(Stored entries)

------------------------------

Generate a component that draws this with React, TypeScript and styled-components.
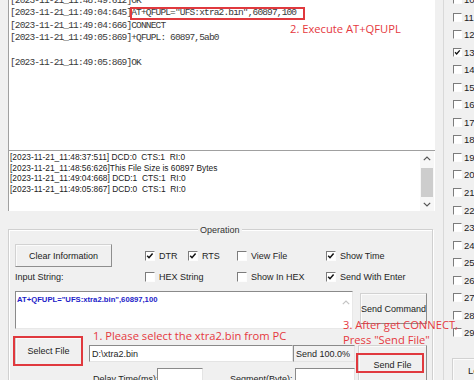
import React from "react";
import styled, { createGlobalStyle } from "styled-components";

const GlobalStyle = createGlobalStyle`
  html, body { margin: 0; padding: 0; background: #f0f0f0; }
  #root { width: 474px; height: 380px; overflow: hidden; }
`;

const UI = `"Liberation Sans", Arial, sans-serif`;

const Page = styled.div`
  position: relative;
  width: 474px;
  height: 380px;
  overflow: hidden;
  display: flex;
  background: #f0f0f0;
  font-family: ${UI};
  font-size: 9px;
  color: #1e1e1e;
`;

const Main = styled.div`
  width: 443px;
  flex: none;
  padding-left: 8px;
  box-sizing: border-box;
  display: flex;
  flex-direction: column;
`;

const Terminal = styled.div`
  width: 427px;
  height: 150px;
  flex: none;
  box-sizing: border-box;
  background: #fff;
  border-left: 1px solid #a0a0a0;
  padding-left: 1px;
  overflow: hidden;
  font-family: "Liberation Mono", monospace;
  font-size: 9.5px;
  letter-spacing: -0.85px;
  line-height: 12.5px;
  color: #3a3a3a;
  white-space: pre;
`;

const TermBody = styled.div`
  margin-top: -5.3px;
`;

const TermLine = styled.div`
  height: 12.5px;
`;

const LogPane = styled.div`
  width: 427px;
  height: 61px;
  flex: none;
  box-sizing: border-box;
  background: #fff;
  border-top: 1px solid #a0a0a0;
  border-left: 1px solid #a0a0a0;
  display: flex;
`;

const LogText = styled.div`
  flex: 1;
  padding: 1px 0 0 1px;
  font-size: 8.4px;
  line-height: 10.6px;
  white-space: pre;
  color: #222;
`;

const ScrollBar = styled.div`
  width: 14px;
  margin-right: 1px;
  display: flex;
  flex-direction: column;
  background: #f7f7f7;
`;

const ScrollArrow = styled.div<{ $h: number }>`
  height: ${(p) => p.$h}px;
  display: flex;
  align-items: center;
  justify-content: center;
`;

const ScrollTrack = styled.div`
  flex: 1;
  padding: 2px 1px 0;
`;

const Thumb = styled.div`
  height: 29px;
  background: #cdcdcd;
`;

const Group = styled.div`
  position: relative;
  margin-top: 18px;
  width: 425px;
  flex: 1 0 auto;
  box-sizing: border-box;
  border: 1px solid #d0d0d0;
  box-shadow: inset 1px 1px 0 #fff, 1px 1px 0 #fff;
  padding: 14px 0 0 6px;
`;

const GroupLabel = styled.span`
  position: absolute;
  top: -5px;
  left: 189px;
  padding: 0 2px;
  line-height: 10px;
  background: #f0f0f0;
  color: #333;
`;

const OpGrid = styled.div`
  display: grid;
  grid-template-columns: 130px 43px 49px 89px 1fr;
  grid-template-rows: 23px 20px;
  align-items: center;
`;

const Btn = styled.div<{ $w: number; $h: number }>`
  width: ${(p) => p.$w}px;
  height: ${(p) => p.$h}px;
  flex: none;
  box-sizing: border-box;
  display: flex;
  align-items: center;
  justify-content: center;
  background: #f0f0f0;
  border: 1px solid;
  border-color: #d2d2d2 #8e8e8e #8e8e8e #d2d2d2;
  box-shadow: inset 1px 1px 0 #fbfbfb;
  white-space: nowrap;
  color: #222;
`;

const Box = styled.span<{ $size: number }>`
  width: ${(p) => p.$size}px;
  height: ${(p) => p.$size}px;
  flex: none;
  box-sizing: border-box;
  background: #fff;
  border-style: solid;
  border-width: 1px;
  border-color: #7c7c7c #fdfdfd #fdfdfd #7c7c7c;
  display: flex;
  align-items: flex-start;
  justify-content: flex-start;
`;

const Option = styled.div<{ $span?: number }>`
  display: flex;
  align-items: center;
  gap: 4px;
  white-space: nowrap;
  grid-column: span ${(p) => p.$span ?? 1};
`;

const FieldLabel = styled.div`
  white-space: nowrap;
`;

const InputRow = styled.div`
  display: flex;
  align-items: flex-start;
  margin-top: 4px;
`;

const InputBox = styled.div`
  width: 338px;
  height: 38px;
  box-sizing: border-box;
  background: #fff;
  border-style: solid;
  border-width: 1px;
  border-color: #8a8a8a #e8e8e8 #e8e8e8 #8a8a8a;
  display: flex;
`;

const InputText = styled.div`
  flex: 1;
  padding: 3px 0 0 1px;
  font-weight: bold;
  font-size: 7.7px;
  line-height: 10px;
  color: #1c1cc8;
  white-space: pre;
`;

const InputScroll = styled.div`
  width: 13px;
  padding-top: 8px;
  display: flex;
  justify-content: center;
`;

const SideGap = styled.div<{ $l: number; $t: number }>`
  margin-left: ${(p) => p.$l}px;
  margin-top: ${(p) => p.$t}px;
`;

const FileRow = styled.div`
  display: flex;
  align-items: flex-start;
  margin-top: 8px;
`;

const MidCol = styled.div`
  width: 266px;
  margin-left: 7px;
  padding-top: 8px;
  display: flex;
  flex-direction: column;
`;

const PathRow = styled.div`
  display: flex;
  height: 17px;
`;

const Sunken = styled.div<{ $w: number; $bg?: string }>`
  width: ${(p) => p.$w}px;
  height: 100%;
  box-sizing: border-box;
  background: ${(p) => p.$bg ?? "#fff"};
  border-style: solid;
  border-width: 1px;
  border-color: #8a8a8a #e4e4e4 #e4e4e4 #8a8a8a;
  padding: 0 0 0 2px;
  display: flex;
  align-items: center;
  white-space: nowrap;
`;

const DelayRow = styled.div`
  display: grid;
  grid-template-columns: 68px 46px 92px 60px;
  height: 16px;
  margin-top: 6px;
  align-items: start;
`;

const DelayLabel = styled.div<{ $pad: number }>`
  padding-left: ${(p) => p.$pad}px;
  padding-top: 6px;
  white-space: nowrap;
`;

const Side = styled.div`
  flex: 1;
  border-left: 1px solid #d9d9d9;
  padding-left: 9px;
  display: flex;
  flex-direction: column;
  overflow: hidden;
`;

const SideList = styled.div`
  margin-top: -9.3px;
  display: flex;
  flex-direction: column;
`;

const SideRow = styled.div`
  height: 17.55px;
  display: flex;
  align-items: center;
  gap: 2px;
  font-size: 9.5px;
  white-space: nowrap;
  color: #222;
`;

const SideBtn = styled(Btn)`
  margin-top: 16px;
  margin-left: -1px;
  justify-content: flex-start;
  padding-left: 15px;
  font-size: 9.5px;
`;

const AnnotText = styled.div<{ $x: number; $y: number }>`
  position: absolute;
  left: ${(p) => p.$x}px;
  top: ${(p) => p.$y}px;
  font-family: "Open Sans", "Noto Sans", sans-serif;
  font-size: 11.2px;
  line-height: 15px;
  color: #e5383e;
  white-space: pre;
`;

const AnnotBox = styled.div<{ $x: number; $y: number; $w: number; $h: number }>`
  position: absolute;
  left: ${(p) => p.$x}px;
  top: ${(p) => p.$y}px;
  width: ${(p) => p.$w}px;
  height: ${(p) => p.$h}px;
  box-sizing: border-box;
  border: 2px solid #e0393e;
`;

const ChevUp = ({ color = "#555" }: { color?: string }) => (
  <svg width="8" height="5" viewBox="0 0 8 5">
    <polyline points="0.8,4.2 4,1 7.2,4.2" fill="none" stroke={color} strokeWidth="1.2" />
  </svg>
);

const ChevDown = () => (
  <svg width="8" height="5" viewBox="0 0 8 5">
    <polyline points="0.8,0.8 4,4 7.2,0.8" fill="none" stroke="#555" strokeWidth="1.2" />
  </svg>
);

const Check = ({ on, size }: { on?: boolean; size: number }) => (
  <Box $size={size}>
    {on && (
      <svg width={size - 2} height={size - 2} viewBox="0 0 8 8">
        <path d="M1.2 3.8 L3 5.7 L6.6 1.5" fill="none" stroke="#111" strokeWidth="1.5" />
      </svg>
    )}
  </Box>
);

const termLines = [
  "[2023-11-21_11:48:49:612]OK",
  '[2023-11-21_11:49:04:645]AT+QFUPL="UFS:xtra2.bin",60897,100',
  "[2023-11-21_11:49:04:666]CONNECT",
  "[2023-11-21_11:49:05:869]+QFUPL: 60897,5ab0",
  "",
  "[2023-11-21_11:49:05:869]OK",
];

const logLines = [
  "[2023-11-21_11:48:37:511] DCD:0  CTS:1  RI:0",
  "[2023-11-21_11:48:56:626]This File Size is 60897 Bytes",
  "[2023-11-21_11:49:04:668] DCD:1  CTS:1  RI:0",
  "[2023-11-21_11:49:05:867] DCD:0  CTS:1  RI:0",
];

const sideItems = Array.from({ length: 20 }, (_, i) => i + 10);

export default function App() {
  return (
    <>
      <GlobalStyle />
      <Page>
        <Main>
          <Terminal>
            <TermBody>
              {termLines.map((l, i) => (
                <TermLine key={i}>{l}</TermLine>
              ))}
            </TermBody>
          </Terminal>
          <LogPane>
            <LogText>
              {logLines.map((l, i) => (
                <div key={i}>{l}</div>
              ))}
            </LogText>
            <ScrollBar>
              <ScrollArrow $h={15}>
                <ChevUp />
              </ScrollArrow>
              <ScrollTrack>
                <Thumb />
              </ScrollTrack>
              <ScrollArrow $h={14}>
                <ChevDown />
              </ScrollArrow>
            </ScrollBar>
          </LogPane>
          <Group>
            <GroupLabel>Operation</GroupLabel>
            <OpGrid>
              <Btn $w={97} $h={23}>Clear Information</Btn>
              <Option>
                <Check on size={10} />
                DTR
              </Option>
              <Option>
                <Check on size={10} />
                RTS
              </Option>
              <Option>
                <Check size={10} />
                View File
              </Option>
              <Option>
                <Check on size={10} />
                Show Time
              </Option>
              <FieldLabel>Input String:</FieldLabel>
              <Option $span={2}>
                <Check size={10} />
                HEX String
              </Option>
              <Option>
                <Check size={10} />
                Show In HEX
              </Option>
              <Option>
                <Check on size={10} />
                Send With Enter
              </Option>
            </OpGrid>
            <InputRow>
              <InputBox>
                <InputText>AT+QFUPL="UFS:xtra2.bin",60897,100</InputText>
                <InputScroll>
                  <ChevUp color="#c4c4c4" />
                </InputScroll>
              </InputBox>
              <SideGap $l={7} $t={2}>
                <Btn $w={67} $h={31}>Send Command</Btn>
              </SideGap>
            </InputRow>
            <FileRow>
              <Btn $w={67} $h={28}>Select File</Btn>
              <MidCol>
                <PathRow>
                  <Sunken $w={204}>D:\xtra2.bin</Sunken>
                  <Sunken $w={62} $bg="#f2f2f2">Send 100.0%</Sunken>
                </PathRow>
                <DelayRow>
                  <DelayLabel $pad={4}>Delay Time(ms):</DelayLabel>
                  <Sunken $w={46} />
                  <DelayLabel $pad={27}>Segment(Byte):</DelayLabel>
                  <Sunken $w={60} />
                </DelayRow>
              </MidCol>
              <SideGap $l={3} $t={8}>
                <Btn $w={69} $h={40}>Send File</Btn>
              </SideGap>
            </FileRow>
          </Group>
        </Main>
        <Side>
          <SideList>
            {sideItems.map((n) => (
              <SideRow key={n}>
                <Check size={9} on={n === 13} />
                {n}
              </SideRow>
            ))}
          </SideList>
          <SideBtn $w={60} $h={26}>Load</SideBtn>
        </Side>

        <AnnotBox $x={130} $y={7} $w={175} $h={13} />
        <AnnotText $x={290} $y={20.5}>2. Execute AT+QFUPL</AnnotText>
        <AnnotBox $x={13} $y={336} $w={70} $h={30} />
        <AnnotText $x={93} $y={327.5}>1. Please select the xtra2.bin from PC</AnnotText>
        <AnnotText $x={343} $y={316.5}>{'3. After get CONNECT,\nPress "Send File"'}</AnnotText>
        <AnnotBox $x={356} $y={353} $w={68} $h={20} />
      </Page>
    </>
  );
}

------------------------------

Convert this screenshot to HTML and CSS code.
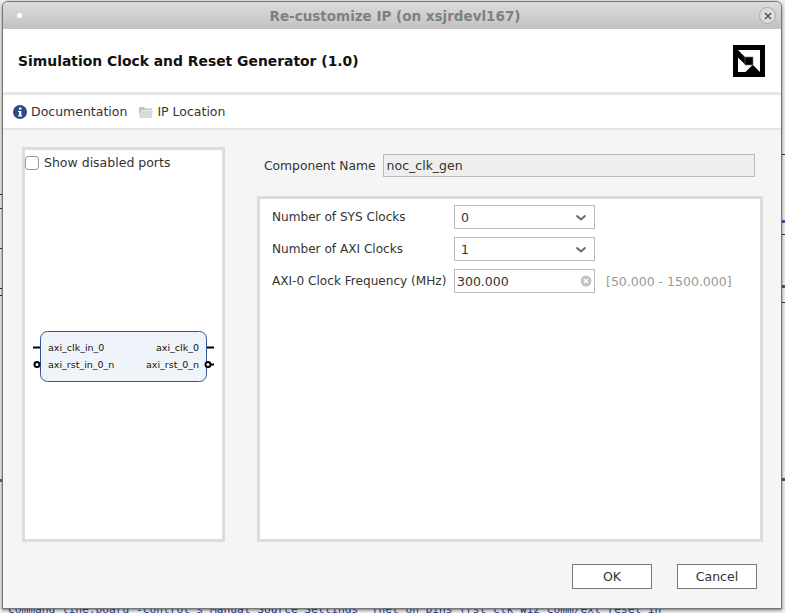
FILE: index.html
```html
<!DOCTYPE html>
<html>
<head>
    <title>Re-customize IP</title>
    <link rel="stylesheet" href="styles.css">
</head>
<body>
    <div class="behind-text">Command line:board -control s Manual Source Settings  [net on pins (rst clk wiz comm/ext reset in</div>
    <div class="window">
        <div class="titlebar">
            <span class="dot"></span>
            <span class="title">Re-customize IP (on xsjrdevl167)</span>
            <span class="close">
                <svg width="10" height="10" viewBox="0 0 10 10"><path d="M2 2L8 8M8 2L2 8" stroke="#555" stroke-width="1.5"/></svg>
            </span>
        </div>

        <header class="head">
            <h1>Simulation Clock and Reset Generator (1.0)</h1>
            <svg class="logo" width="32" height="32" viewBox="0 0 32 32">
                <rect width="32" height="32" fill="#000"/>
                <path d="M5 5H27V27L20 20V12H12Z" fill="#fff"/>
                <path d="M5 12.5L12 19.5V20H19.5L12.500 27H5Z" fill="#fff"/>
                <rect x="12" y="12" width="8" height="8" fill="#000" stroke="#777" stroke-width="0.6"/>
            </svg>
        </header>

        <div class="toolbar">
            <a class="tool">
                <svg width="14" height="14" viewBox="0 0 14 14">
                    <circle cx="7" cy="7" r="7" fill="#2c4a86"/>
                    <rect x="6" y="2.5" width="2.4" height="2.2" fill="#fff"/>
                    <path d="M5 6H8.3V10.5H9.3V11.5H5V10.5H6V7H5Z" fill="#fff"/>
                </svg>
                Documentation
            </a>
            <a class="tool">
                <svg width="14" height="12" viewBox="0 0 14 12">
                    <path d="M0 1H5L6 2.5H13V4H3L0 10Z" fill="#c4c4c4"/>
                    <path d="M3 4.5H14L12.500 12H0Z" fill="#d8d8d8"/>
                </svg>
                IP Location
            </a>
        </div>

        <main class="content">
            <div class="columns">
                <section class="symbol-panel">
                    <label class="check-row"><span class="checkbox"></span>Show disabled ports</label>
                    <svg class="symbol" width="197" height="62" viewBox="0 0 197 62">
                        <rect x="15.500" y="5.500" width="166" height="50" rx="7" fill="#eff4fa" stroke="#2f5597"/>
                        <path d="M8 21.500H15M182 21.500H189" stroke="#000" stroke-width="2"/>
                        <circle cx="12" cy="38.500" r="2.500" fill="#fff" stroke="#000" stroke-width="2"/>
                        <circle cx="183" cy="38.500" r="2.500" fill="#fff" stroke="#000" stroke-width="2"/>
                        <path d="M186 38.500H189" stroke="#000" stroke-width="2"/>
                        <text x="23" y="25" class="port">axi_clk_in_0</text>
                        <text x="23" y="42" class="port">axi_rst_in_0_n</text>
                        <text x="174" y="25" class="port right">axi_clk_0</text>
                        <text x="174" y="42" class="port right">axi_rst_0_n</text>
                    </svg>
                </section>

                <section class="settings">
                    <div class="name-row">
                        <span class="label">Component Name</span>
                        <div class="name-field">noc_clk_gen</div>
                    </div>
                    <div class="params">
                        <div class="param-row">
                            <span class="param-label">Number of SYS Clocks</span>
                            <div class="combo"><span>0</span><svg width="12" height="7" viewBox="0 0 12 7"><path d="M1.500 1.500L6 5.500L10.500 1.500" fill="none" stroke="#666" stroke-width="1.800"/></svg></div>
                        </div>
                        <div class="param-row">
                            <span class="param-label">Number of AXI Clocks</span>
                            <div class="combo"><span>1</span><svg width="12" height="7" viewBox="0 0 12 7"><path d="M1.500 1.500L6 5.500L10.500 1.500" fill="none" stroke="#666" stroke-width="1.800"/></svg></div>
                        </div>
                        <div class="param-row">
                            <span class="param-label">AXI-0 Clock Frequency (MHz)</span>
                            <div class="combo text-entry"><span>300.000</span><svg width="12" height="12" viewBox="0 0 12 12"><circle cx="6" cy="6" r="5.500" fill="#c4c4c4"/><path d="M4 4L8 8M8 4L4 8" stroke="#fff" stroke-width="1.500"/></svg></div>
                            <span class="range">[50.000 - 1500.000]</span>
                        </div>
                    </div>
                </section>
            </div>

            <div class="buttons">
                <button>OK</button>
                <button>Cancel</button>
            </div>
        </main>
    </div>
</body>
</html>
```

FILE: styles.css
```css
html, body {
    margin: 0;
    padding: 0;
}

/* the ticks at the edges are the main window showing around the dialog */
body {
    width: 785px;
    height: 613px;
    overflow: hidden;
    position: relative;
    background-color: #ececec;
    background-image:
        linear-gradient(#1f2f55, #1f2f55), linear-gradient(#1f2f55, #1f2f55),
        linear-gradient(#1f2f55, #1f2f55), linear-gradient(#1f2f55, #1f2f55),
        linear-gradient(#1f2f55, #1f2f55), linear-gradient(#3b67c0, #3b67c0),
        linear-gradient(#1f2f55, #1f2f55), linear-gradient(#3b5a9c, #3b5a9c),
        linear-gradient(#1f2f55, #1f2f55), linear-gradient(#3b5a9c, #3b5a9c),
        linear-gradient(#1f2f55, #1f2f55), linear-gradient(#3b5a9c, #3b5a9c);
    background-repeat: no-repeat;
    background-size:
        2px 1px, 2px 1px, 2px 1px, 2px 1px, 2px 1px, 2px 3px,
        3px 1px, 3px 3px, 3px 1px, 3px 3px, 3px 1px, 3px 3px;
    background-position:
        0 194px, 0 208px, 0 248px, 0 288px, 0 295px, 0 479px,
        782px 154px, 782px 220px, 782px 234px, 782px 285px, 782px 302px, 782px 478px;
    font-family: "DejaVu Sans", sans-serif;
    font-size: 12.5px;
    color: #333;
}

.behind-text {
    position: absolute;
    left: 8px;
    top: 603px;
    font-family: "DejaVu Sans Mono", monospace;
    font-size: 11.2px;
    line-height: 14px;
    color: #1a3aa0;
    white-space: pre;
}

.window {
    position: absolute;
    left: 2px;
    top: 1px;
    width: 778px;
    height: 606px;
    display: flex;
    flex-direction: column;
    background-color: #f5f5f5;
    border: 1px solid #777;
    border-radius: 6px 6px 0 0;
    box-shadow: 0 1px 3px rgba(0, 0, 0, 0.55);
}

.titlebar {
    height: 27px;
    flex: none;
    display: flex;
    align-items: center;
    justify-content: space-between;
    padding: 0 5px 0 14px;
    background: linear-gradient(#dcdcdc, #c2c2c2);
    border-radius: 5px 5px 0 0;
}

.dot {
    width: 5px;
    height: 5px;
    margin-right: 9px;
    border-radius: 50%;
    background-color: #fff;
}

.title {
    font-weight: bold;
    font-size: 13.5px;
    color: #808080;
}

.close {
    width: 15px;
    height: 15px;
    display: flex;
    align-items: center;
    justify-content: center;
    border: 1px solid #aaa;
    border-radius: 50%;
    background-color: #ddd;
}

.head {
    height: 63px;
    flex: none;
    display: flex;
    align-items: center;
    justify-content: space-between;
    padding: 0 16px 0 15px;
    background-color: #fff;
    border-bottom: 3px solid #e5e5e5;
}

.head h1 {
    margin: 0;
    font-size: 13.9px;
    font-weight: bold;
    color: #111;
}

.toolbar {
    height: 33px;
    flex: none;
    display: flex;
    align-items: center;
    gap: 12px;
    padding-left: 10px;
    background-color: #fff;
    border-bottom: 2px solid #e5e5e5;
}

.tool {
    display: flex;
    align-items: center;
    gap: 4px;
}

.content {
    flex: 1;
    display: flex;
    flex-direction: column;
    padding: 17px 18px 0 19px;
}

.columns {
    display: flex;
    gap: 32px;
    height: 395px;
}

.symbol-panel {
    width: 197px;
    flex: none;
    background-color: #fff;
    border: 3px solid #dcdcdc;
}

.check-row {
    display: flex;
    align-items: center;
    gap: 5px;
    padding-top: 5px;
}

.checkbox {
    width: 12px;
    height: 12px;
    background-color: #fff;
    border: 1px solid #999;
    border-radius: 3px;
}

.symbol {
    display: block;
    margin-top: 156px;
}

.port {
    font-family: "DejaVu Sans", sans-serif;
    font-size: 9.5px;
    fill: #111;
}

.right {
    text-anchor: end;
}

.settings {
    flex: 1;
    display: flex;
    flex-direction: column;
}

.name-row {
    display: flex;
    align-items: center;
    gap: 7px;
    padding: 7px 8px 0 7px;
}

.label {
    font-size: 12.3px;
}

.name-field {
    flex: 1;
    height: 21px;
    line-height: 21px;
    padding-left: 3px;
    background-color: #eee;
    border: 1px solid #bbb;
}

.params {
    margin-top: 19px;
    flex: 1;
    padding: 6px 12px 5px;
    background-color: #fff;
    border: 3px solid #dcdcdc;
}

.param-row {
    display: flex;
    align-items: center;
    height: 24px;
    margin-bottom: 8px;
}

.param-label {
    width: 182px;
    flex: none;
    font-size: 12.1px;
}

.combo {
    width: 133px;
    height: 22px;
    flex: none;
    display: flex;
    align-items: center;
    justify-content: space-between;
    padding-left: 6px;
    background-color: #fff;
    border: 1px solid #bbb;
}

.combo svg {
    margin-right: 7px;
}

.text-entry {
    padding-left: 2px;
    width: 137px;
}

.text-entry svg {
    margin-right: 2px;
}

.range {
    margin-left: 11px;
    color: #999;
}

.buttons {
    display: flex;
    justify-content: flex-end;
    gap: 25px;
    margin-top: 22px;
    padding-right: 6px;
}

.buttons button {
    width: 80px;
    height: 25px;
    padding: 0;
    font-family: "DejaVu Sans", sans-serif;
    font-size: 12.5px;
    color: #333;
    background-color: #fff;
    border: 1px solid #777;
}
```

------------------------------

What is the number of lines in the records above that include the word "components"? Reply with that number and nothing more.

• _RESPONSE_
2